There is also the question of value. A younger ruby can overdeliver for the price because freshness and fruit are the point. With tawny, spending a bit more often brings a noticeable jump in complexity. So if your budget stretches to an aged tawny, you are likely to taste where the money has gone.
Ruby port vs tawny for beginners
For first-time port drinkers, ruby is usually the easier introduction. Its flavours are bold, obvious and comforting. You do not need to analyse it to enjoy it. Pour it alongside a cheeseboard and it tends to make immediate sense.
Tawny can be the one that wins people over in the long run. Once you start noticing the walnut, spice and dried citrus notes, it becomes a style people often come back to. It feels less like a festive one-off and more like something to keep exploring.

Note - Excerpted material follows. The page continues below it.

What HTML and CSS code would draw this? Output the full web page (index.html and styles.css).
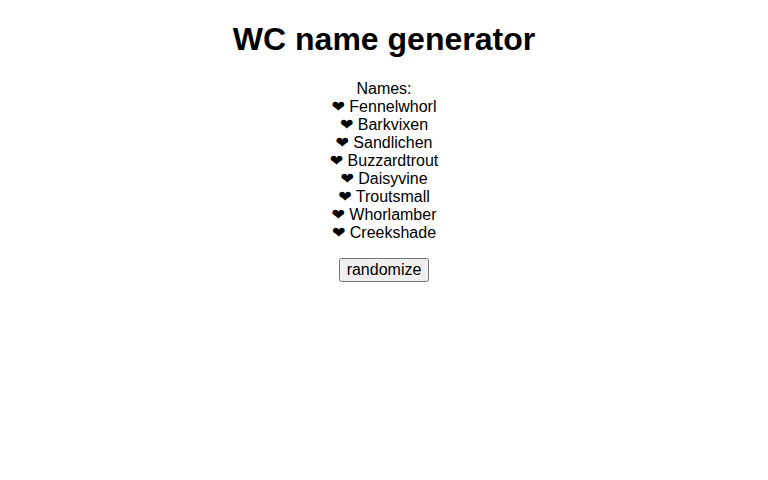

That is why, in a good independent wine shop, the right recommendation often starts with a few simple questions. Are you drinking it with dessert or cheese? Is it for someone who loves rich fruit or someone who prefers complexity? Are you after comfort, or something a little more contemplative?
If you can, try both side by side. It is one of the clearest and most enjoyable ways to understand what ageing does to wine. And once you know whether your taste leans towards youthful fruit or cask-aged complexity, the shelf suddenly becomes a much friendlier place. A bottle of port should feel like a pleasure, not a puzzle.